A customer is never asked to provide additional margin collateral (a so-called margin call) if his or her account balance goes into negative.
Commission on profit made from leveraged trades
If in the course of margin trading on Zaif a customer engages in a margin trade at a leverage ratio of 2:1 or greater and at the time of liquidation the customer makes a profit, commission of an amount equivalent to 0.7% of the profit amount will be charged on that profit.
However, commission is not charged on profits made from trades at a leverage ratio of 1:1.

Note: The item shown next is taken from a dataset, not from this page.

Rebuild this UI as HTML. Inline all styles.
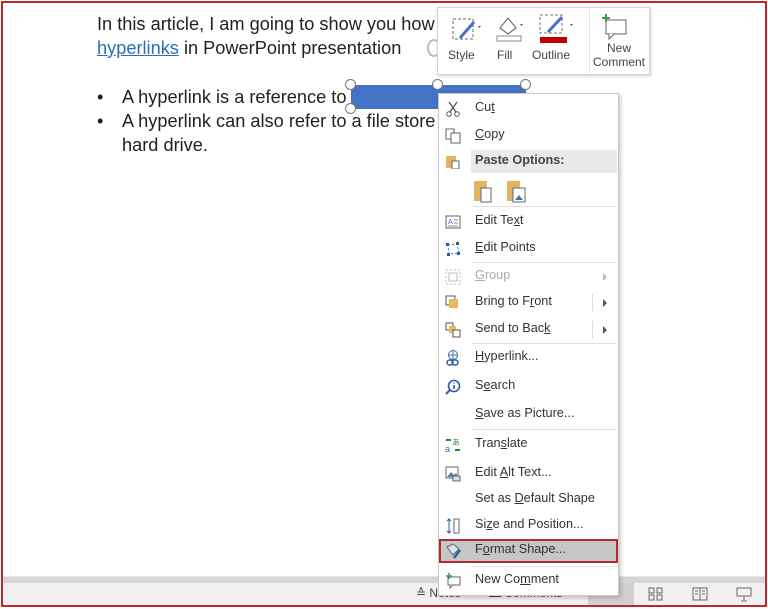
<!DOCTYPE html>
<html><head><meta charset="utf-8"><style>
*{margin:0;padding:0;box-sizing:border-box}
body{width:768px;height:609px;overflow:hidden;background:#fff;position:relative;font-family:"Liberation Sans",sans-serif}
.frame{position:absolute;left:1px;top:1px;width:766px;height:606px;border:2px solid #c0272d;pointer-events:none;z-index:20}
.art{position:absolute;left:97px;font-size:18.2px;color:#222;white-space:nowrap}
.bar1{position:absolute;left:3px;top:576px;width:762px;height:7px;background:#d6d6d6;border-top:1px solid #e8e8e8}
.status{position:absolute;left:3px;top:583px;width:762px;height:23px;background:#f1f1f1;font-size:12px;color:#444}
.mini{position:absolute;left:437px;top:7px;width:213px;height:68px;background:#fff;border:1px solid #d4d4d4;box-shadow:1px 1px 3px rgba(0,0,0,.2);font-size:12px;color:#444}
.mini div{position:absolute;text-align:center}
.menu{position:absolute;left:438px;top:93px;width:181px;height:503px;background:#fff;border:1px solid #c8c8c8;box-shadow:2px 2px 4px rgba(0,0,0,.2);font-size:12.7px;color:#333;z-index:5}
.it{position:absolute;left:36px;white-space:nowrap}
.sep{position:absolute;left:32px;right:2px;height:1px;background:#e1e1e1}
.ic{position:absolute;left:6px;width:16px;height:16px}
.arr{position:absolute;left:164px;width:0;height:0;border-left:4px solid #555;border-top:4px solid transparent;border-bottom:4px solid transparent}
u{text-decoration:underline}
</style></head><body>
<div class="frame"></div>
<div class="art" style="top:14px">In this article, I am going to show you how</div>
<div class="art" style="top:38px"><span style="color:#2a6ebb;text-decoration:underline">hyperlinks</span> in PowerPoint presentation</div>
<div style="position:absolute;left:427px;top:39px;width:14px;height:18px;border:2px solid #bbb;border-radius:50%"></div>
<div class="art" style="top:87px;left:97px">•</div>
<div class="art" style="top:87px;left:122px">A hyperlink is a reference to</div>
<div class="art" style="top:111px;left:97px">•</div>
<div class="art" style="top:111px;left:122px">A hyperlink can also refer to a file store</div>
<div class="art" style="top:135px;left:122px">hard drive.</div>
<div style="position:absolute;left:351px;top:85px;width:175px;height:24px;background:#4472c4"></div>
<div style="position:absolute;left:345px;top:79px;width:11px;height:11px;border:1px solid #777;border-radius:50%;background:#fff"></div>
<div style="position:absolute;left:432px;top:79px;width:11px;height:11px;border:1px solid #777;border-radius:50%;background:#fff"></div>
<div style="position:absolute;left:520px;top:79px;width:11px;height:11px;border:1px solid #777;border-radius:50%;background:#fff"></div>
<div style="position:absolute;left:345px;top:103px;width:11px;height:11px;border:1px solid #777;border-radius:50%;background:#fff"></div>

<div class="mini">
 <svg style="position:absolute;left:12px;top:6px" width="34" height="30"><rect x="3" y="5" width="20" height="20" fill="none" stroke="#666" stroke-dasharray="3 2"/><path d="M10 24 L24 8" stroke="#4472c4" stroke-width="3"/><path d="M28 12l3 0l-1.5 2z" fill="#555"/></svg>
 <svg style="position:absolute;left:56px;top:4px" width="34" height="32"><path d="M6 16 L14 6 L22 16 L14 22z" fill="none" stroke="#555"/><rect x="3" y="24" width="24" height="5" fill="none" stroke="#888"/><path d="M26 12l3 0l-1.5 2z" fill="#555"/></svg>
 <svg style="position:absolute;left:100px;top:4px" width="40" height="32"><rect x="2" y="3" width="22" height="18" fill="none" stroke="#777" stroke-dasharray="3 2"/><path d="M10 20 L24 5" stroke="#4472c4" stroke-width="3"/><rect x="2" y="25" width="27" height="6" fill="#c00000"/><path d="M32 12l3 0l-1.5 2z" fill="#555"/></svg>
 <div style="left:10px;top:40px">Style</div>
 <div style="left:59px;top:40px">Fill</div>
 <div style="left:94px;top:40px">Outline</div>
 <div style="left:151px;top:0;width:1px;height:66px;background:#e5e5e5"></div>
 <svg style="position:absolute;left:163px;top:6px" width="30" height="28"><rect x="5" y="6" width="20" height="14" fill="none" stroke="#666"/><path d="M8 20 l0 5 l5 -5" fill="#fff" stroke="#666"/><path d="M5 0v8M1 4h8" stroke="#3a9a5a" stroke-width="2"/></svg>
 <div style="left:155px;top:33px;line-height:14px">New<br>Comment</div>
</div>

<div class="menu">
 <svg class="ic" style="top:7px" viewBox="0 0 16 16"><path d="M4 1 L11 11 M12 1 L5 11" stroke="#555" stroke-width="1.3"/><circle cx="4" cy="13" r="2.3" fill="none" stroke="#555"/><circle cx="12" cy="13" r="2.3" fill="none" stroke="#555"/></svg>
 <div class="it" style="top:6px">Cu<u>t</u></div>
 <svg class="ic" style="top:34px" viewBox="0 0 16 16"><rect x="1" y="1" width="8" height="10" fill="#fff" stroke="#666"/><rect x="6" y="5" width="9" height="10" fill="#fff" stroke="#666"/></svg>
 <div class="it" style="top:33px"><u>C</u>opy</div>
 <div style="position:absolute;left:32px;top:56px;width:146px;height:23px;background:#e9e9e9"></div>
 <svg class="ic" style="top:59px" viewBox="0 0 16 16"><rect x="1" y="3" width="10" height="12" fill="#e3b560"/><rect x="7" y="8" width="7" height="8" fill="#fff" stroke="#666"/></svg>
 <div class="it" style="top:59px;font-weight:bold;color:#444">Paste Options:</div>
 <svg style="position:absolute;left:34px;top:84px" width="60" height="26"><rect x="1" y="3" width="13" height="20" fill="#e3b560"/><rect x="8" y="10" width="10" height="14" fill="#fff" stroke="#666"/><rect x="34" y="3" width="13" height="20" fill="#e3b560"/><rect x="40" y="10" width="12" height="14" fill="#fff" stroke="#666"/><path d="M42 22 l4-5 l4 5z" fill="#4472c4"/></svg>
 <div class="sep" style="top:112px"></div>
 <svg class="ic" style="top:120px" viewBox="0 0 16 16"><rect x="1" y="2" width="14" height="12" fill="none" stroke="#666"/><text x="3" y="10" font-size="7" fill="#3a6fb0">A</text><path d="M9 6h4M9 9h4M3 12h10" stroke="#888"/></svg>
 <div class="it" style="top:119px">Edit Te<u>x</u>t</div>
 <svg class="ic" style="top:147px" viewBox="0 0 16 16"><path d="M3 4 L12 3 L14 12 L4 13z" fill="none" stroke="#3a6fb0" stroke-dasharray="2 2"/><rect x="1" y="2" width="3" height="3" fill="#2a5fa0"/><rect x="11" y="1" width="3" height="3" fill="#2a5fa0"/><rect x="12" y="11" width="3" height="3" fill="#2a5fa0"/><rect x="2" y="12" width="3" height="3" fill="#2a5fa0"/></svg>
 <div class="it" style="top:146px"><u>E</u>dit Points</div>
 <div class="sep" style="top:168px"></div>
 <svg class="ic" style="top:175px" viewBox="0 0 16 16"><rect x="1" y="1" width="14" height="14" fill="none" stroke="#bbb" stroke-dasharray="2 2"/><rect x="4" y="4" width="8" height="8" fill="none" stroke="#bbb"/></svg>
 <div class="it" style="top:174px;color:#aaa"><u>G</u>roup</div>
 <div class="arr" style="top:179px;border-left-color:#bbb"></div>
 <svg class="ic" style="top:201px" viewBox="0 0 16 16"><rect x="1" y="1" width="9" height="9" fill="none" stroke="#555"/><rect x="4" y="4" width="9" height="9" fill="#e8b860"/></svg>
 <div class="it" style="top:200px">Bring to F<u>r</u>ont</div>
 <div style="position:absolute;left:153px;top:200px;width:1px;height:17px;background:#ddd"></div>
 <div class="arr" style="top:205px"></div>
 <svg class="ic" style="top:228px" viewBox="0 0 16 16"><rect x="1" y="1" width="7" height="7" fill="none" stroke="#555"/><rect x="4" y="4" width="7" height="7" fill="#e8b860"/><rect x="8" y="8" width="7" height="7" fill="#fff" stroke="#555"/></svg>
 <div class="it" style="top:227px">Send to Bac<u>k</u></div>
 <div style="position:absolute;left:153px;top:227px;width:1px;height:17px;background:#ddd"></div>
 <div class="arr" style="top:232px"></div>
 <div class="sep" style="top:249px"></div>
 <svg class="ic" style="top:256px" viewBox="0 0 16 16"><circle cx="8" cy="5" r="4.5" fill="none" stroke="#3a6fb0"/><path d="M3.5 5h9M8 0.5v9" stroke="#3a6fb0"/><rect x="2" y="10" width="6" height="5" rx="2.5" fill="none" stroke="#2a5fa0" stroke-width="1.5"/><rect x="7" y="10" width="6" height="5" rx="2.5" fill="none" stroke="#2a5fa0" stroke-width="1.5"/></svg>
 <div class="it" style="top:255px"><u>H</u>yperlink...</div>
 <svg class="ic" style="top:285px" viewBox="0 0 16 16"><circle cx="9" cy="7" r="5.5" fill="none" stroke="#2a5fa0" stroke-width="1.6"/><path d="M5 11 L1 15" stroke="#2a5fa0" stroke-width="2"/><path d="M9 6v4M9 3.8v.8" stroke="#2a5fa0" stroke-width="1.6"/></svg>
 <div class="it" style="top:284px">S<u>e</u>arch</div>
 <div class="it" style="top:312px"><u>S</u>ave as Picture...</div>
 <div class="sep" style="top:335px"></div>
 <svg class="ic" style="top:343px" viewBox="0 0 16 16"><text x="0" y="15" font-size="9" fill="#3a6fb0">a</text><text x="7" y="8" font-size="8" fill="#2a8a3a">あ</text><path d="M1 3h5M10 13h5" stroke="#2a8a3a" stroke-width="2"/></svg>
 <div class="it" style="top:342px">Tran<u>s</u>late</div>
 <svg class="ic" style="top:372px" viewBox="0 0 16 16"><rect x="1" y="1" width="12" height="11" fill="#fff" stroke="#666"/><path d="M2 11 l4-5 l3 3 l2-2 l2 4z" fill="#4a7fc0"/><rect x="8" y="10" width="7" height="5" fill="#ddd" stroke="#666"/></svg>
 <div class="it" style="top:371px">Edit <u>A</u>lt Text...</div>
 <div class="it" style="top:397px">Set as <u>D</u>efault Shape</div>
 <svg class="ic" style="top:424px" viewBox="0 0 16 16"><path d="M4 1v14M2 3l2-2l2 2M2 13l2 2l2-2" stroke="#2a5fa0" fill="none"/><rect x="9" y="1" width="5" height="14" fill="none" stroke="#666"/></svg>
 <div class="it" style="top:423px">Si<u>z</u>e and Position...</div>
 <div style="position:absolute;left:0;top:445px;width:179px;height:24px;background:#c6c6c6;border:2px solid #b22a2e"></div>
 <svg class="ic" style="top:449px" viewBox="0 0 16 16"><path d="M2 4 L8 1 L14 6 L8 12z" fill="#d8e4f0" stroke="#666"/><path d="M9 15 L15 7" stroke="#2a5fa0" stroke-width="2.5"/></svg>
 <div class="it" style="top:448px">F<u>o</u>rmat Shape...</div>
 <div class="sep" style="top:472px"></div>
 <svg class="ic" style="top:479px" viewBox="0 0 16 16"><rect x="3" y="4" width="12" height="8" fill="none" stroke="#666"/><path d="M5 12v3l3-3" fill="#fff" stroke="#666"/><path d="M4 0v6M1 3h6" stroke="#3a9a5a" stroke-width="1.5"/></svg>
 <div class="it" style="top:478px">New Co<u>m</u>ment</div>
</div>

<div class="bar1"></div>
<div class="status">
 <div style="position:absolute;left:413px;top:3px">≙ Notes</div>
 <div style="position:absolute;left:486px;top:3px">▬ Comments</div>
 <div style="position:absolute;left:585px;top:0;width:46px;height:23px;background:#d0d0d0"></div>
 <svg style="position:absolute;left:645px;top:4px" width="16" height="14"><rect x="1" y="1" width="5" height="5" fill="none" stroke="#666"/><rect x="9" y="1" width="5" height="5" fill="none" stroke="#666"/><rect x="1" y="8" width="5" height="5" fill="none" stroke="#666"/><rect x="9" y="8" width="5" height="5" fill="none" stroke="#666"/></svg>
 <svg style="position:absolute;left:689px;top:4px" width="16" height="14"><rect x="1" y="1" width="14" height="12" fill="none" stroke="#666"/><path d="M8 1v12M3 4h3M3 7h3M10 4h3M10 7h3" stroke="#666"/></svg>
 <svg style="position:absolute;left:733px;top:3px" width="16" height="16"><rect x="1" y="2" width="14" height="8" fill="none" stroke="#666"/><path d="M8 10v4M5 15h6" stroke="#666"/></svg>
</div>
</body></html>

When liquidating an open position arising from a margin trade, the difference between the liquidation price and the price determined at the time of purchase or sale is the profit or loss; however, neither the principal margin nor any profit is guaranteed, and if the liquidation price fluctuates in the direction that disadvantages the customer (i.e., the price drops against a long margin position or the price increases against a short margin position), then the customer may incur a loss.
Leveraging in margin trading carries a high risk. The higher the leverage ratio is, the greater a trade can be in comparison with the amount of funds actually invested (including the amount of the margin deposited) and therefore, while you can potentially expect great profit, it can also result in a great loss if the market price differs to what was predicted.
Profits or losses are not confirmed until a liquidation order is made; however, forced liquidation could possibly be executed in accordance with the Loss-cut rule described above.
Furthermore, note that even in cases where a Loss-cut has been triggered, the liquidation price is influenced by market conditions; therefore, it means that there is no guarantee that 30% of the margin will remain, and there is the possibility of a customer incurring a loss that exceeds the maintenance margin rate of the margin he or she has deposited.
As stop-loss orders are also influenced by market conditions at the time, similar to a Loss-cut, it means that liquidation of stop-loss orders won’t necessarily be at the price that was set.
In margin trading, an opposing trade for a customer’s open position can be made difficult by market trends, trading volumes, and the like, and there is the possibility of a greater loss.
Please refer to the [“Explanation of Easy Trading and Orderbook Trading（Document for Delivery Prior to Conclusion of Contract）” section of the document “Explanations on Our Services”] for other risks associated with trading of handled virtual currencies.